I almost gave Nixon influenza, but the Secret Service saved him.
That's the way I remember an incident that helped shape my view of the military, public health and what might be worth retelling this week.
Dad moved Mom and me to a house near the Bethesda Naval Hospital in 1954. As the son of a lieutenant colonel, I was eligible for medical services where presidents get annual physical exams.
One year during Nixon's first term, I had my worst case of the flu, so I drove myself to the Navy clinic. It was easy. It was effective and I didn't know what day it was, but I ended up waiting in one of the many golden brown, oak chairs made during the Great Depression for the government.
I was tremendously depressed. I had a fever. I'm sure I filled the hallway with germs because I was also sneezing. My eyes were closed and I tried to sleep in the hard, but oddly comfortable chair, carved as it was for a human seat, if you sat in it the right way.
The chair was in a hall in what might be called the bowels of the hospital tower.
A big man in a blackish-blue suit placed his hand on my shoulder. I opened an eye, cocked my head sideways and looked up.
He was a clean-cut fellow, but I regretted to see what I thought was a hearing aid that didn't seem to fit well.
He kept pressing it against the side of his head. During the Vietnam era, there were a lot of service men and women in the hospital with disabilities. He also seemed to have a lump under his left arm. I wondered if he'd been wounded.
"The doctor will see you now," he said. "Just go in there."
It sounded like good news for me, but as it turns out he was a member of President Nixon's security team, walking way ahead of the entourage that was making its way from where the annual physical is conducted and toward a nondescript side door where a car was waiting for a quarter-mile drive to the helicopter pad.
After walking into the doctor's office-area, and realizing that it was empty, I turned around and called out to the man in the dark suit, "Hey, there's nobody here."

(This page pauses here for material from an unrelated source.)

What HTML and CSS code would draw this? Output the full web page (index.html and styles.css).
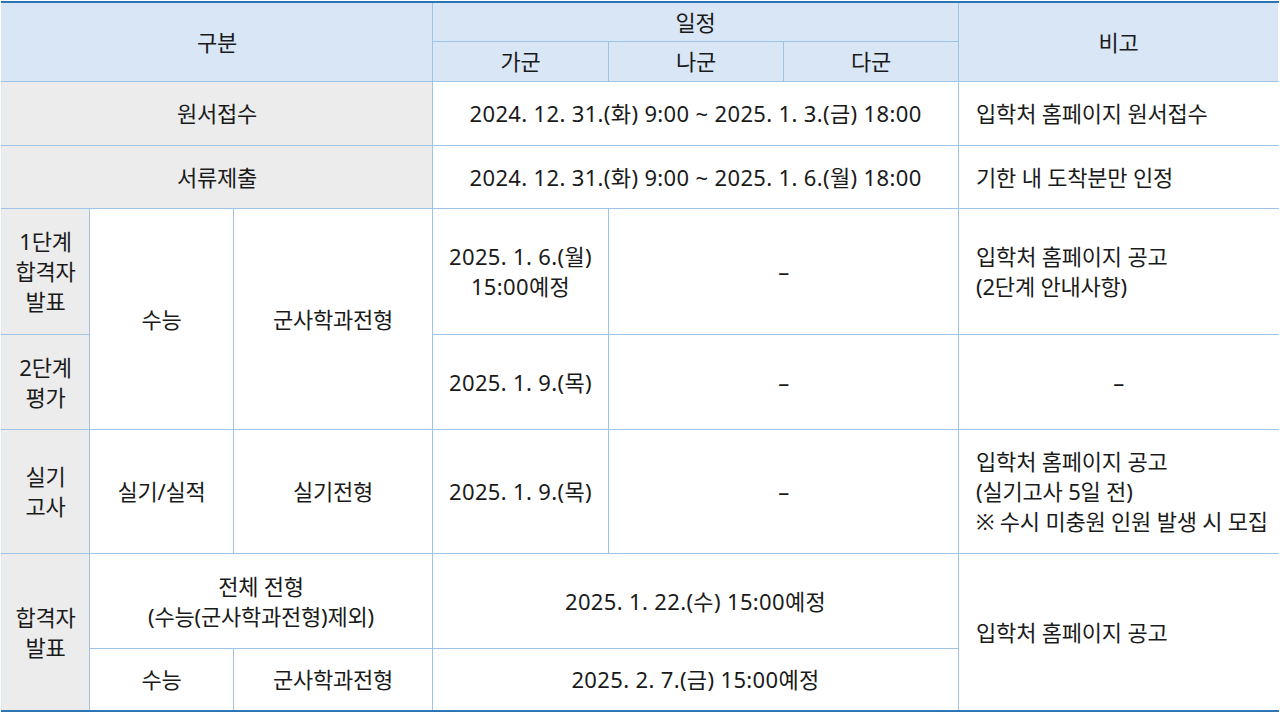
FILE: index.html
```html
<!DOCTYPE html>
<html lang="ko">
<head>
<meta charset="utf-8">
<link rel="stylesheet" href="styles.css">
</head>
<body>
<table class="sched">
  <colgroup>
    <col class="c1"><col class="c2"><col class="c3"><col class="c4"><col class="c5"><col class="c6"><col class="c7">
  </colgroup>
  <thead>
    <tr class="h1">
      <th colspan="3" rowspan="2">구분</th>
      <th colspan="3">일정</th>
      <th rowspan="2">비고</th>
    </tr>
    <tr class="h2">
      <th>가군</th><th>나군</th><th>다군</th>
    </tr>
  </thead>
  <tbody>
    <tr class="r64">
      <td colspan="3" class="gray">원서접수</td>
      <td colspan="3" class="dt">2024. 12. 31.(화) 9:00 ~ 2025. 1. 3.(금) 18:00</td>
      <td class="note">입학처 홈페이지 원서접수</td>
    </tr>
    <tr class="r63">
      <td colspan="3" class="gray">서류제출</td>
      <td colspan="3" class="dt">2024. 12. 31.(화) 9:00 ~ 2025. 1. 6.(월) 18:00</td>
      <td class="note">기한 내 도착분만 인정</td>
    </tr>
    <tr class="r126">
      <td class="gray">1단계<br>합격자<br>발표</td>
      <td rowspan="2">수능</td>
      <td rowspan="2">군사학과전형</td>
      <td class="dt">2025. 1. 6.(월)<br>15:00예정</td>
      <td colspan="2">–</td>
      <td class="note">입학처 홈페이지 공고<br>(2단계 안내사항)</td>
    </tr>
    <tr class="r95">
      <td class="gray">2단계<br>평가</td>
      <td class="dt">2025. 1. 9.(목)</td>
      <td colspan="2">–</td>
      <td>–</td>
    </tr>
    <tr class="r124">
      <td class="gray">실기<br>고사</td>
      <td>실기/실적</td>
      <td>실기전형</td>
      <td class="dt">2025. 1. 9.(목)</td>
      <td colspan="2">–</td>
      <td class="note">입학처 홈페이지 공고<br>(실기고사 5일 전)<br>※ 수시 미충원 인원 발생 시 모집</td>
    </tr>
    <tr class="r95">
      <td rowspan="2" class="gray">합격자<br>발표</td>
      <td colspan="2">전체 전형<br>(수능(군사학과전형)제외)</td>
      <td colspan="3" class="dt">2025. 1. 22.(수) 15:00예정</td>
      <td rowspan="2" class="note">입학처 홈페이지 공고</td>
    </tr>
    <tr class="r63 last">
      <td>수능</td>
      <td>군사학과전형</td>
      <td colspan="3" class="dt">2025. 2. 7.(금) 15:00예정</td>
    </tr>
  </tbody>
</table>
</body>
</html>
```

FILE: styles.css
```css
html, body {
  margin: 0;
  padding: 0;
  background: #ffffff;
}
body {
  padding: 1px 0 0 1px;
}
.sched {
  border-collapse: collapse;
  table-layout: fixed;
  width: 1278px;
  font-family: "Noto Sans", "Noto Sans CJK KR", sans-serif;
  font-size: 22px;
  line-height: 30px;
  color: #1a1a1a;
  letter-spacing: -0.2px;
}
.c1 { width: 88px; }
.c2 { width: 144px; }
.c3 { width: 199px; }
.c4 { width: 176px; }
.c5 { width: 175px; }
.c6 { width: 175px; }
.c7 { width: 320px; }
.sched th, .sched td {
  border: 1px solid #9dc3e6;
  padding: 0;
  text-align: center;
  vertical-align: middle;
  font-weight: 400;
}
.sched thead tr:first-child th {
  border-top: 2px solid #2e75b6;
}
.sched th {
  background: #d9e6f5;
}
.h1 { height: 39px; }
.h2 { height: 40px; }
.r64 { height: 64px; }
.r63 { height: 63px; }
.r126 { height: 126px; }
.r95 { height: 95px; }
.r124 { height: 124px; }
.gray {
  background: #ececec;
}
.sched td.dt {
  letter-spacing: 0.35px;
}
.sched td.note {
  text-align: left;
  padding-left: 17px;
}
.sched tr.last td, .sched td[rowspan="2"].note, .sched tr.r95 td[rowspan="2"].gray {
  border-bottom: 2px solid #2e75b6;
}
.sched tr th:first-child, .sched tr td:first-child {
  border-left-color: #dbe7f3;
}
.sched tr th:last-child, .sched tr td:last-child {
  border-right-color: #ffffff;
}
```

The words went through the door as several men walked by and it became clear that I'd just been cleared from the hall so the president could walk through; through my cloud of germs.
Nixon resigned when I was a radio newsman in Griffin, Ga., where my Aunt Franny was related to the Spaulding County Public Health director. I've come to know other such directors, including Dr. Bob Sanders of Murfreesboro who was nicknamed by Gov. Ned McWherter as Dr. Seatbelt because of his successful campaign to get America's first seatbelt law enacted; yes, here in Tennessee.
Bob and Franny's uncle took care of mothers and their babies like I was treated by Navy doctors.
Before moving south for news jobs, I read and heard news about Nixon imposing price controls. It was hailed as a move only someone like Nixon could do because he was a Republican. This week, there's been another reversal of political party dogma. You probably know we have what amounts to the nationalization of some of the biggest banks in the country. Dither with the details if you will. This is macro-economics.
When I moved to Tennessee, I was amazed that the new governor, Lamar Alexander, a Republican, had just been sworn-in early to succeed a criminal-pardoning Gov. Ray Blanton, a Democrat. Politically, things seemed reversed here with a Republican succeeding a disgraced Democrat.
I don't think anybody will suggest that our next president should be sworn in early, but as this world's economic woes are cured, America ought to turn to its public health issues. Many of the answers are at what's now called the National Naval Medical Center and across Wisconsin Avenue at the National Institutes of Health.
Government run well is dull. You've not heard much about the Naval Hospital or NIH, but you know when you feel poor.